Quand ils ne pouvaient aller dîner tranquillement en famille, les travailleurs partaient au travail (et les écoliers à l’école) avec une boîte à lunch.
Photo : foodblogga.blogspot.com
Tout va changer en même temps : les polyvalentes urbaines remplacent les écoles rurales, les gros cégeps ferment les petits collèges classiques, écoles normales et instituts de technologie. La centralisation des industries et le développement des banlieues rend impossible le retour à la maison pour dîner. Le féminisme transforme les ménagères en femmes de carrière. La hausse constante des salaires donne les moyens à tous de fréquenter des restaurants de plus en plus nombreux, de plus en plus spécialisés : pizzérias, comptoirs à smoked-meat, sandwicheries, restaurants chinois, steak houses… la génération des baby-boomers va faire éclater les frontières culinaires. Elle va aussi, et c’est plus triste, amener l’implantation tentaculaire des « fast-food ».

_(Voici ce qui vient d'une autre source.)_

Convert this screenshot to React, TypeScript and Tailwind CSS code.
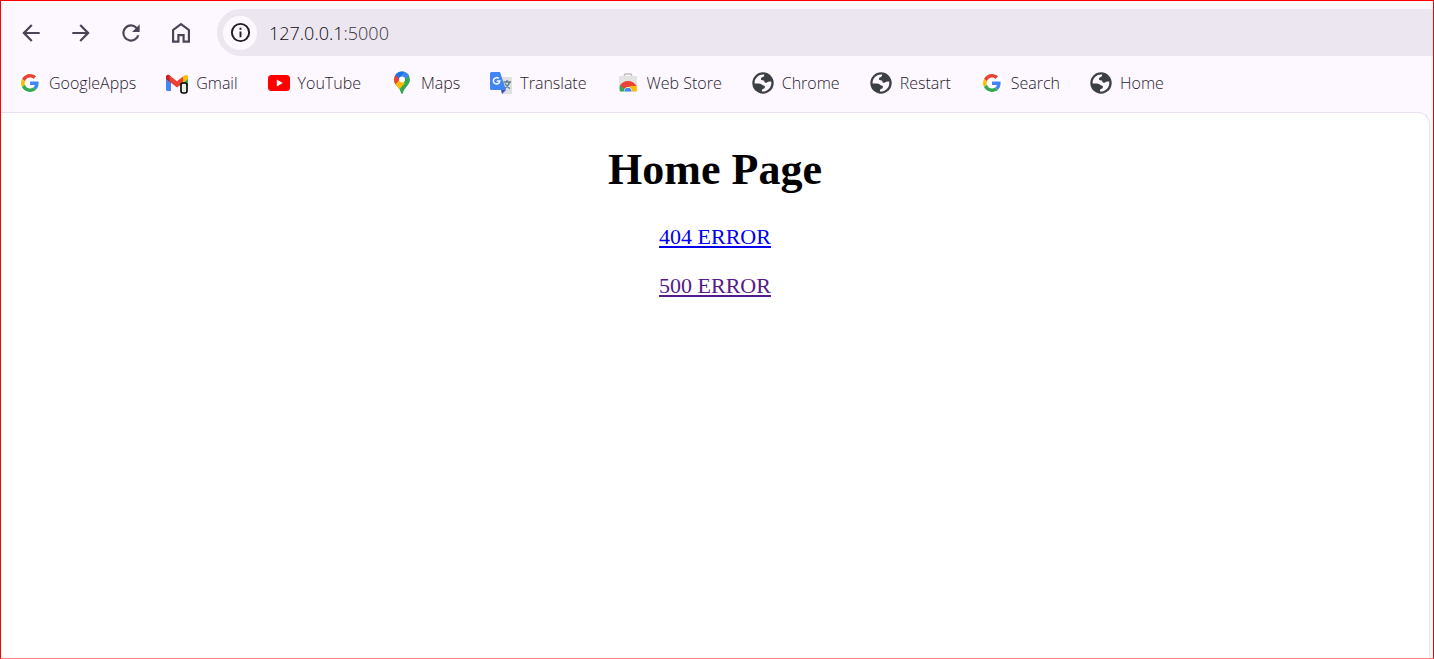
import React from "react";

const Google = () => (
  <span className="flex size-[22px] items-center justify-center rounded-full bg-white">
    <svg viewBox="0 0 48 48" className="size-[18px]" aria-hidden="true">
      <path fill="#EA4335" d="M24 9.5c3.54 0 6.71 1.22 9.21 3.6l6.85-6.85C35.9 2.38 30.47 0 24 0 14.62 0 6.51 5.38 2.56 13.22l7.98 6.19C12.43 13.72 17.74 9.5 24 9.5z" />
      <path fill="#4285F4" d="M46.98 24.55c0-1.57-.15-3.09-.38-4.55H24v9.02h12.94c-.58 2.96-2.26 5.48-4.78 7.18l7.73 6c4.51-4.18 7.09-10.36 7.09-17.65z" />
      <path fill="#FBBC05" d="M10.53 28.59c-.48-1.45-.76-2.99-.76-4.59s.27-3.14.76-4.59l-7.98-6.19C.92 16.46 0 20.12 0 24c0 3.88.92 7.54 2.56 10.78l7.97-6.19z" />
      <path fill="#34A853" d="M24 48c6.48 0 11.93-2.13 15.89-5.81l-7.73-6c-2.15 1.45-4.92 2.3-8.16 2.3-6.26 0-11.57-4.22-13.47-9.91l-7.98 6.19C6.51 42.62 14.62 48 24 48z" />
    </svg>
  </span>
);

const Gmail = () => (
  <svg viewBox="0 0 22 22" className="size-[22px]" aria-hidden="true">
    <path fill="#4285F4" d="M0 6l5 4v9H1.500a1.500 1.500 0 0 1-1.500-1.500z" />
    <path fill="#34A853" d="M17 10l5-4v8h-5z" />
    <path fill="#FBBC04" d="M17 4.500l2-1.300a2 2 0 0 1 3 1.700V7l-5 4z" />
    <path fill="#C5221F" d="M0 7V4.500a2 2 0 0 1 3-1.500l2 1.500V11z" />
    <path fill="#EA4335" d="M3 3l2 1.500 6 4.700 6-4.700V11l-6 4.500L4 10z" />
    <rect x="15" y="11" width="6" height="10" rx="2" fill="#e6f4ea" stroke="#000" strokeWidth="1.600" />
  </svg>
);

const YouTube = () => (
  <svg viewBox="0 0 22 22" className="size-[22px]" aria-hidden="true">
    <rect y="3" width="22" height="16" rx="3.500" fill="#f00" />
    <path fill="#fff" d="M8.800 7.500l6 3.500-6 3.500z" />
  </svg>
);

const Maps = () => (
  <svg viewBox="0 0 22 24" className="h-6 w-[22px]" aria-hidden="true">
    <defs>
      <clipPath id="pin">
        <path d="M11 .5A8 8 0 0 0 3 8.500c0 3 1.400 4.800 3.500 7.300C8.600 18.300 9.500 20 10 22q1 2 2 0c.5-2 1.400-3.700 3.500-6.200C17.600 13.300 19 11.500 19 8.500A8 8 0 0 0 11 .5z" />
      </clipPath>
    </defs>
    <g clipPath="url(#pin)">
      <path fill="#34A853" d="M0 0h22v24H0z" />
      <path fill="#FBBC04" d="M0 13l9-5 5 4-8 9H0z" />
      <path fill="#EA4335" d="M0 2h4l6 5-6 7H0z" />
      <path fill="#1A73E8" d="M4 3l2-4h9l-7 9z" />
      <path fill="#4285F4" d="M14 0L8 8l5 1 6-5-2-4z" />
    </g>
    <circle cx="11" cy="8.500" r="3" fill="#fff" />
  </svg>
);

const Translate = () => (
  <svg viewBox="0 0 22 22" className="size-[22px]" aria-hidden="true">
    <path fill="#dfe0e1" d="M8 5h12.500A1.500 1.500 0 0 1 22 6.500v14a1.500 1.500 0 0 1-1.500 1.500H12z" />
    <path fill="#3f51b5" d="M11 18h5l-4 4z" />
    <path fill="#4285F4" d="M1.500 0H10l6 18H1.500A1.500 1.500 0 0 1 0 16.500v-15A1.500 1.500 0 0 1 1.500 0z" />
    <path fill="none" stroke="#fff" strokeWidth="1.500" d="M8.800 6.500A3.200 3.200 0 1 0 9.800 9H6.800" />
    <path fill="none" stroke="#607d8b" strokeWidth="1.400" d="M13.500 10h7.500M17 8v2M19.500 10q-1 4-4.500 6.500M15 11.500q2 3.500 5 5" />
  </svg>
);

const WebStore = () => (
  <svg viewBox="0 0 22 22" className="size-[22px]" aria-hidden="true">
    <path fill="none" stroke="#bdbdbd" strokeWidth="1.500" d="M7.500 4.500V3q0-1 1-1h5q1 0 1 1v1.500" />
    <path fill="#e3e3e3" d="M2 4h18v14a1.500 1.500 0 0 1-1.500 1.500h-15A1.500 1.500 0 0 1 2 18z" />
    <path fill="#34A853" d="M3 13l6 3-1 3.500H3Q2 16 3 13z" />
    <path fill="#FBBC04" d="M12 14h7.500q.8 3 0 5.500H13z" />
    <path fill="#EA4335" d="M3 13.500Q5.500 9 11 9t8.500 5H14l-6 3z" />
    <path fill="#fff" d="M7 19.500a4 4.500 0 0 1 8 0z" />
    <path fill="#4285F4" d="M7.500 19.500a3.500 3.800 0 0 1 7 0z" />
  </svg>
);

const Globe = () => (
  <svg viewBox="0 0 22 22" className="size-[22px]" aria-hidden="true">
    <circle cx="11" cy="11" r="10.700" fill="#3c4043" />
    <path
      fill="#fdf7ff"
      d="M12.200 2.600Q12.500 4.500 10.800 5q-2 .6-2 1.900 0 1.300 2 1.300 1.600 0 1.800 1.700.3 1.100 2 .9 1.800-1.800 4.600-1.200a8.400 8.400 0 0 1-9.200 9.800q-.6-2 1-2.400 2-.4 2-1.900 0-1.600-2.200-1.800-1.800-2-4-1.900L2.600 11.600A8.500 8.500 0 0 1 12.200 2.600z"
    />
  </svg>
);

const bookmarks = [
  { label: "GoogleApps", Icon: Google },
  { label: "Gmail", Icon: Gmail },
  { label: "YouTube", Icon: YouTube },
  { label: "Maps", Icon: Maps },
  { label: "Translate", Icon: Translate },
  { label: "Web Store", Icon: WebStore },
  { label: "Chrome", Icon: Globe },
  { label: "Restart", Icon: Globe },
  { label: "Search", Icon: Google },
  { label: "Home", Icon: Globe },
];

const tools = [
  { label: "Back", d: "M20 11H7.830l5.590-5.590L12 4l-8 8 8 8 1.410-1.410L7.830 13H20v-2z" },
  { label: "Forward", d: "M12 4l-1.410 1.410L16.170 11H4v2h12.170l-5.580 5.590L12 20l8-8z" },
  { label: "Reload", d: "M17.650 6.350A7.960 7.960 0 0 0 12 4a8 8 0 1 0 7.730 10h-2.080A6 6 0 1 1 12 6c1.660 0 3.140.69 4.220 1.780L13 11h7V4z" },
  { label: "Home", d: "M12 2.500L3.700 8.700v12.200h6.900v-6h2.800v6h6.900V8.700zM12 5l6.300 4.800v9.100h-2.900v-6H8.600v6H5.700V9.800z" },
];

export default function App() {
  return (
    <div className="flex min-h-screen flex-col border border-[#ff0000] border-b-[#ff8080] bg-[#fdf7ff] font-['Open_Sans',sans-serif]">
      <header>
        <div className="flex items-center pt-2">
          <nav aria-label="Navigation" className="flex gap-6 pr-[23px] pl-[17px]">
            {tools.map(({ label, d }) => (
              <button key={label} type="button" aria-label={label} className="text-[#4a4458]">
                <svg viewBox="0 0 24 24" fill="currentColor" fillRule="evenodd" className="size-[26px]">
                  <path d={d} />
                </svg>
              </button>
            ))}
          </nav>
          <div className="flex h-[47px] flex-1 items-center gap-3 rounded-l-full bg-[#ece6f0] pl-[6px]">
            <button type="button" aria-label="Site information" className="flex size-[34px] items-center justify-center rounded-full bg-[#fdf7ff]">
              <svg viewBox="0 0 24 24" fill="#1d1b20" className="size-[23px]">
                <path d="M11 7h2v2h-2zm0 4h2v6h-2zm1-9a10 10 0 1 0 0 20 10 10 0 0 0 0-20zm0 18a8 8 0 1 1 0-16 8 8 0 0 1 0 16z" />
              </svg>
            </button>
            <p className="text-lg leading-6 font-light text-[#3a3640]">
              <span className="text-[#0c0a0e]">127.0.0.1</span>:5000
            </p>
          </div>
        </div>
        <nav aria-label="Bookmarks" className="flex h-14 items-center gap-[30px] pb-0.5 pl-[18px]">
          {bookmarks.map(({ label, Icon }) => (
            <a key={label} href="#" className="flex items-center gap-2 text-base leading-6 font-light whitespace-nowrap text-[#26222c]">
              <Icon />
              {label}
            </a>
          ))}
        </nav>
      </header>
      <main className="mr-[3px] flex flex-1 flex-col items-center rounded-tr-xl border-t border-r border-[#e7dfec] bg-white pt-8 font-['Liberation_Serif',serif] text-[22px] leading-[25px]">
        <h1 className="text-[44px] leading-[50px] font-bold text-black">Home Page</h1>
        <a href="#" className="mt-[29px] text-[#0000ee] underline">404 ERROR</a>
        <a href="#" className="mt-6 text-[#551a8b] underline">500 ERROR</a>
      </main>
    </div>
  );
}
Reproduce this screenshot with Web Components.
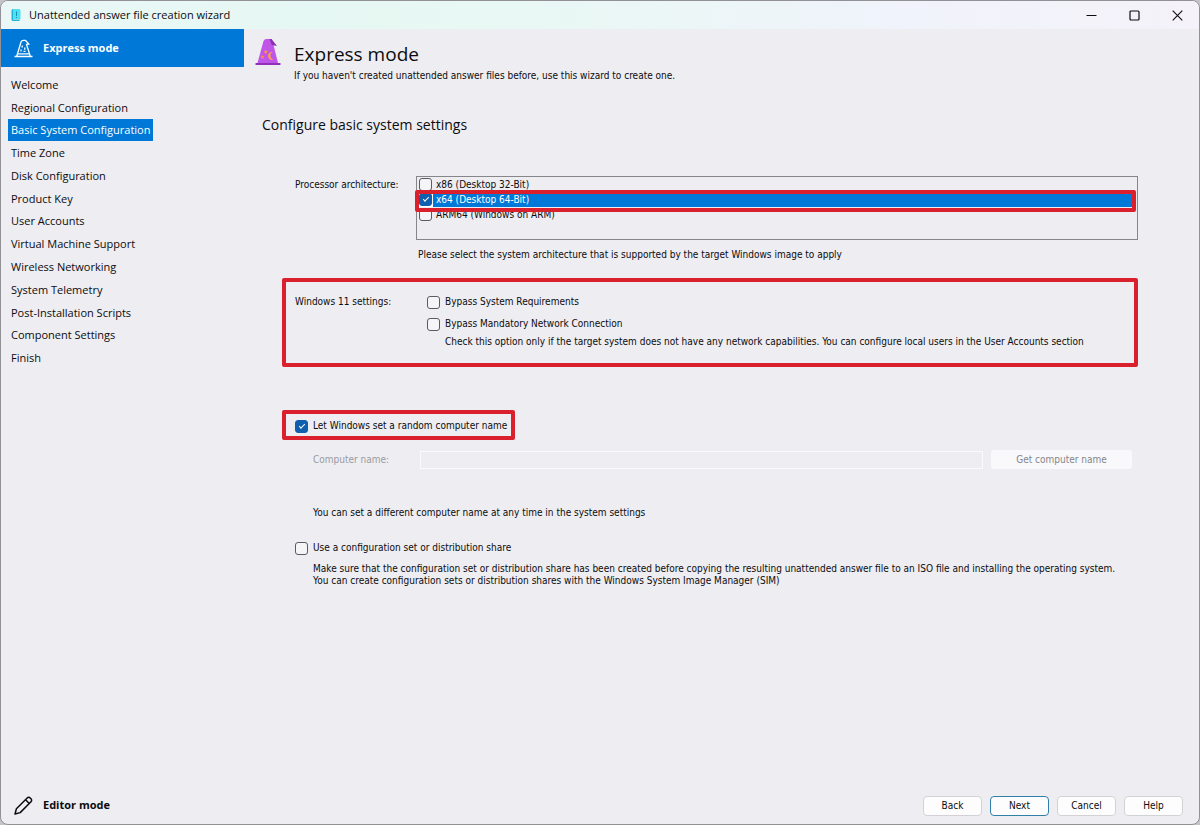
<!DOCTYPE html>
<html lang="en">
<head>
<meta charset="utf-8">
<meta name="viewport" content="width=device-width, initial-scale=1">
<title>Unattended answer file creation wizard</title>
<style>
  :root {
    --ui: "Open Sans", "Noto Sans", sans-serif;
    --form: "DejaVu Sans Condensed", "DejaVu Sans", sans-serif;
    --accent: #0078d7;
    --mark: #d9202c;
    --ink: #0c0c0e;
  }

  body {
    margin: 0;
    background: #c4c4c8;
    color: var(--ink);
    font: 10px/14px var(--form);
  }
</style>
</head>
<body>
<wizard-window>
  <title-bar slot="title">Unattended answer file creation wizard</title-bar>
  <mode-sidebar slot="sidebar"></mode-sidebar>
  <page-header slot="header">
    Express mode
    <span slot="description">If you haven't created unattended answer files before, use this wizard to create one.</span>
  </page-header>
  <system-settings></system-settings>
  <wizard-actions slot="footer"></wizard-actions>
</wizard-window>

<script>
class WizardWindow extends HTMLElement {
  constructor() {
    super();
    this.attachShadow({ mode: 'open' });

    this.shadowRoot.innerHTML = `
      <style>
        :host {
          display: flex;
          flex-direction: column;
          box-sizing: border-box;
          min-height: 100vh;
          border: 1px solid #929296;
          border-radius: 8px;
          background: #eeedf2;
          overflow: hidden;
        }

        .body {
          flex: 1;
          display: grid;
          grid-template-columns: 243px 1fr;
        }

        main {
          display: flex;
          flex-direction: column;
        }

        .page {
          flex: 1;
        }
      </style>

      <slot name="title"></slot>
      <div class="body">
        <slot name="sidebar"></slot>
        <main>
          <slot name="header"></slot>
          <div class="page"><slot></slot></div>
          <slot name="footer"></slot>
        </main>
      </div>
    `;
  }
}

class TitleBar extends HTMLElement {
  constructor() {
    super();
    this.attachShadow({ mode: 'open' });

    this.shadowRoot.innerHTML = `
      <style>
        :host {
          display: flex;
          align-items: center;
          height: 28px;
          padding-left: 9px;
          background: linear-gradient(90deg, #eaf7f6, #e6f8f3 25%, #e9f8f4 45%, #f0f3fb 75%, #f5f2f9);
          font: 11px/16px var(--ui);
        }

        .text {
          flex: 1;
          margin-left: 7px;
        }

        button {
          display: grid;
          place-items: center;
          width: 43px;
          height: 28px;
          padding: 0;
          border: 0;
          background: none;
          color: var(--ink);
        }
      </style>

      <svg width="12" height="14" viewBox="0 0 12 14" aria-hidden="true">
        <path d="M3 1h6a1.500 1.500 0 0 1 1.500 1.500V11H3z" fill="#4fe0f2"/>
        <path d="M3 1a1.500 1.500 0 0 0-1.500 1.500V11.500A1.500 1.500 0 0 0 3 13h5.500a1.500 1.500 0 0 0 1.500-1.500H3z" fill="#22b4d6"/>
        <path d="M6.500 3.500V8M6.500 9v1" stroke="#1390b4"/>
      </svg>
      <span class="text"><slot></slot></span>
      <button type="button" aria-label="Minimize">
        <svg width="11" height="11" viewBox="0 0 11 11"><path d="M.5 5.500h10" stroke="currentColor"/></svg>
      </button>
      <button type="button" aria-label="Maximize">
        <svg width="11" height="11" viewBox="0 0 11 11"><rect x="1" y="1" width="9" height="9" rx="1" fill="none" stroke="currentColor" stroke-width="1.200"/></svg>
      </button>
      <button type="button" aria-label="Close">
        <svg width="11" height="11" viewBox="0 0 11 11"><path d="M.7.7l9.600 9.600M10.300.7L.7 10.300" stroke="currentColor" stroke-width="1.100"/></svg>
      </button>
    `;
  }
}

class ModeSidebar extends HTMLElement {
  constructor() {
    super();
    this.attachShadow({ mode: 'open' });

    const steps = [
      'Welcome',
      'Regional Configuration',
      'Basic System Configuration',
      'Time Zone',
      'Disk Configuration',
      'Product Key',
      'User Accounts',
      'Virtual Machine Support',
      'Wireless Networking',
      'System Telemetry',
      'Post-Installation Scripts',
      'Component Settings',
      'Finish'
    ];
    const current = 2;

    this.shadowRoot.innerHTML = `
      <style>
        :host {
          display: flex;
          flex-direction: column;
          font: 11px/16px var(--ui);
        }

        .mode {
          display: flex;
          align-items: center;
          gap: 10px;
          height: 38px;
          padding: 0 0 0 13px;
          border: 0;
          background: none;
          color: var(--ink);
          font: bold 11px/16px var(--ui);
          text-align: left;
        }

        .mode.active {
          background: var(--accent);
          color: #fff;
        }

        ul {
          display: grid;
          grid-auto-rows: 1fr;
          flex: 1;
          max-height: 296px;
          margin: 6px 0 auto 7px;
          padding: 0;
          list-style: none;
        }

        li {
          display: flex;
        }

        a {
          display: flex;
          align-items: center;
          padding: 1px 3px 0;
          color: inherit;
          text-decoration: none;
        }

        a[aria-current] {
          background: var(--accent);
          color: #fff;
        }
      </style>

      <button class="mode active" type="button">
        <svg width="19" height="19" viewBox="0 0 19 19" fill="none" stroke="currentColor" stroke-width="1.300" aria-hidden="true">
          <path d="M.5 17.500h18M2.800 17L7 3Q7.700 1.300 9.300 1.300h2l3.700 3.900-2.500.2L16.200 17" stroke-linejoin="round"/>
          <path d="M3.300 14.800h12.400"/>
          <path d="M8.200 6.500v2M10.800 8.500v2.200M7 10.500v2M9.500 12.300h2"/>
        </svg>
        Express mode
      </button>
      <ul>
        ${steps.map((step, i) => `<li><a href="#step-${i + 1}"${i === current ? ' aria-current="step"' : ''}>${step}</a></li>`).join('')}
      </ul>
      <button class="mode" type="button">
        <svg width="19" height="19" viewBox="0 0 19 19" fill="none" stroke="currentColor" stroke-width="1.500" stroke-linejoin="round" aria-hidden="true">
          <path d="M1 18l1.400-5.200L13.200 2a2.100 2.100 0 0 1 3 0l.8.8a2.100 2.100 0 0 1 0 3L6.200 16.600z"/>
          <path d="M11.500 3.700l3.800 3.800"/>
        </svg>
        Editor mode
      </button>
    `;
  }
}

class PageHeader extends HTMLElement {
  constructor() {
    super();
    this.attachShadow({ mode: 'open' });

    this.shadowRoot.innerHTML = `
      <style>
        :host {
          display: flex;
          gap: 12px;
          padding: 8px 62px 0 10px;
        }

        h1 {
          margin: 4px 0 0;
          font: 19px/26px var(--ui);
        }

        p {
          margin: 2px 0 0;
        }
      </style>

      <svg width="28" height="30" viewBox="0 0 28 30" aria-hidden="true">
        <path d="M3.500 26L9.500 4Q10.200 2 12.500 2h5l2 6 4.500 18z" fill="#c055ea"/>
        <path d="M15.500 2h2l5.500 7-5.200-1z" fill="#8a30b0"/>
        <path d="M1.500 26h25v2h-25z" fill="#9030b8"/>
        <path d="M18.800 15a4 4 0 1 0 .7 7.600 4 4 0 0 1-.7-7.600z" fill="#ffa04a"/>
        <path d="M11.800 12.500l.7 1.400 1.500.2-1.100 1.100.2 1.500-1.300-.7-1.400.7.300-1.500-1.100-1.100 1.500-.2zM8.500 18l.6 1.200 1.300.2-1 1 .2 1.300-1.100-.6-1.200.6.200-1.300-1-1 1.400-.2z" fill="#ff9052"/>
      </svg>
      <div>
        <h1><slot></slot></h1>
        <p><slot name="description"></slot></p>
      </div>
    `;
  }
}

class CheckOption extends HTMLElement {
  constructor() {
    super();
    this.attachShadow({ mode: 'open' });

    this.shadowRoot.innerHTML = `
      <style>
        :host {
          display: flex;
        }

        label {
          display: flex;
          align-items: center;
          gap: var(--check-gap, 5px);
        }

        input {
          appearance: none;
          flex: none;
          display: grid;
          place-items: center;
          box-sizing: border-box;
          width: 13px;
          height: 13px;
          margin: 0;
          border: 1px solid #5c5c60;
          border-radius: 3px;
          background: #f5f5f8;
        }

        input:checked {
          border-color: #0f5fae;
          background: #0f5fae;
        }

        input:checked::after {
          content: "";
          width: 5px;
          height: 2px;
          border: solid #fff;
          border-width: 0 0 1px 1px;
          transform: translateY(-1px) rotate(-45deg);
        }
      </style>

      <label>
        <input type="checkbox"${this.hasAttribute('checked') ? ' checked' : ''}>
        <span><slot></slot></span>
      </label>
    `;
  }
}

// Red frame that calls attention to a group of settings
class MarkFrame extends HTMLElement {
  constructor() {
    super();
    this.attachShadow({ mode: 'open' });

    this.shadowRoot.innerHTML = `
      <style>
        :host {
          display: block;
          box-sizing: border-box;
          border: 4px solid var(--mark);
          border-radius: 2px;
        }
      </style>

      <slot></slot>
    `;
  }
}

class SystemSettings extends HTMLElement {
  constructor() {
    super();
    this.attachShadow({ mode: 'open' });

    this.shadowRoot.innerHTML = `
      <style>
        :host {
          display: block;
          padding: 32px 61px 0 18px;
        }

        h2 {
          margin: 0 0 41px;
          font: 14px/20px var(--ui);
        }

        p {
          margin: 0;
        }

        form {
          margin-left: 20px;
        }

        .arch {
          display: grid;
          grid-template-columns: 121px 1fr;
          margin: 0 0 16px 13px;
        }

        .arch > span {
          padding-top: 2px;
        }

        .list {
          --check-gap: 4px;
          position: relative;
          box-sizing: border-box;
          height: 64px;
          border: 1px solid #85858a;
        }

        .list check-option {
          height: 15px;
          padding-left: 2px;
        }

        .list .selected {
          margin-right: 4px;
          background: linear-gradient(90deg, #fff 16px, var(--accent) 0);
          color: #fff;
        }

        .list mark-frame {
          position: absolute;
          top: 13px;
          left: -2px;
          right: 1px;
          height: 22px;
          pointer-events: none;
        }

        .arch p {
          margin: 8px 0 0 2px;
        }

        .win11 {
          display: grid;
          grid-template-columns: 132px 1fr;
          padding: 13px 9px 14px;
        }

        .win11 check-option {
          margin-bottom: 8px;
        }

        .win11 check-option:last-of-type {
          margin-bottom: 4px;
        }

        .win11 p {
          padding-left: 18px;
        }

        .random {
          width: fit-content;
          margin: 43px 0 10px;
          padding: 5px 4px 3px 9px;
        }

        .name {
          display: grid;
          grid-template-columns: 107px 1fr 141px;
          align-items: center;
          margin: 0 6px 37px 31px;
          color: #9b9ba0;
        }

        .name input {
          box-sizing: border-box;
          min-width: 0;
          height: 18px;
          margin-right: 8px;
          padding: 0 4px;
          border: 1px solid #fafafc;
          background: #eeedf2;
          font: inherit;
        }

        .name button {
          height: 19px;
          padding: 0;
          border: 0;
          border-radius: 3px;
          background: #f9f9fb;
          color: #85858a;
          font: inherit;
        }

        .note {
          margin-left: 31px;
        }

        .share {
          margin: 21px 0 8px 13px;
        }

        .small {
          line-height: 12px;
        }
      </style>

      <h2>Configure basic system settings</h2>
      <form>
        <div class="arch">
          <span id="arch-label">Processor architecture:</span>
          <div>
            <div class="list" role="group" aria-labelledby="arch-label">
              <check-option>x86 (Desktop 32-Bit)</check-option>
              <check-option class="selected" checked>x64 (Desktop 64-Bit)</check-option>
              <check-option>ARM64 (Windows on ARM)</check-option>
              <mark-frame></mark-frame>
            </div>
            <p>Please select the system architecture that is supported by the target Windows image to apply</p>
          </div>
        </div>

        <mark-frame class="win11">
          <span>Windows 11 settings:</span>
          <div>
            <check-option>Bypass System Requirements</check-option>
            <check-option>Bypass Mandatory Network Connection</check-option>
            <p>Check this option only if the target system does not have any network capabilities. You can configure local users in the User Accounts section</p>
          </div>
        </mark-frame>

        <mark-frame class="random">
          <check-option checked>Let Windows set a random computer name</check-option>
        </mark-frame>

        <div class="name">
          <label for="computer-name">Computer name:</label>
          <input id="computer-name" type="text" disabled>
          <button type="button" disabled>Get computer name</button>
        </div>

        <p class="note">You can set a different computer name at any time in the system settings</p>
        <check-option class="share">Use a configuration set or distribution share</check-option>
        <p class="note small">Make sure that the configuration set or distribution share has been created before copying the resulting unattended answer file to an ISO file and installing the operating system.</p>
        <p class="note small">You can create configuration sets or distribution shares with the Windows System Image Manager (SIM)</p>
      </form>
    `;
  }
}

class WizardActions extends HTMLElement {
  constructor() {
    super();
    this.attachShadow({ mode: 'open' });

    this.shadowRoot.innerHTML = `
      <style>
        :host {
          display: flex;
          justify-content: flex-end;
          gap: 8px;
          padding: 0 16px 8px;
        }

        button {
          width: 59px;
          height: 20px;
          padding: 0;
          border: 1px solid #d2d2d6;
          border-radius: 4px;
          background: #fdfdfe;
          color: var(--ink);
          font: inherit;
        }

        .default {
          border-color: #2f7fa8;
        }
      </style>

      <button type="button">Back</button>
      <button type="button" class="default">Next</button>
      <button type="button">Cancel</button>
      <button type="button">Help</button>
    `;
  }
}

customElements.define('title-bar', TitleBar);
customElements.define('mode-sidebar', ModeSidebar);
customElements.define('page-header', PageHeader);
customElements.define('check-option', CheckOption);
customElements.define('mark-frame', MarkFrame);
customElements.define('system-settings', SystemSettings);
customElements.define('wizard-actions', WizardActions);
customElements.define('wizard-window', WizardWindow);
</script>
</body>
</html>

Les boomers vivent une expérience très rare dans l’histoire : en même temps que la nourriture surabonde, l’activité physique diminue considérablement. Plus question de bûcher au « sciotte », de remplir des camions se sable à la pelle ronde, de fendre du bois. Les travaux de force sont désormais réservés aux machines, les emplois sont de plus en plus sédentaires et de moins en moins physiques.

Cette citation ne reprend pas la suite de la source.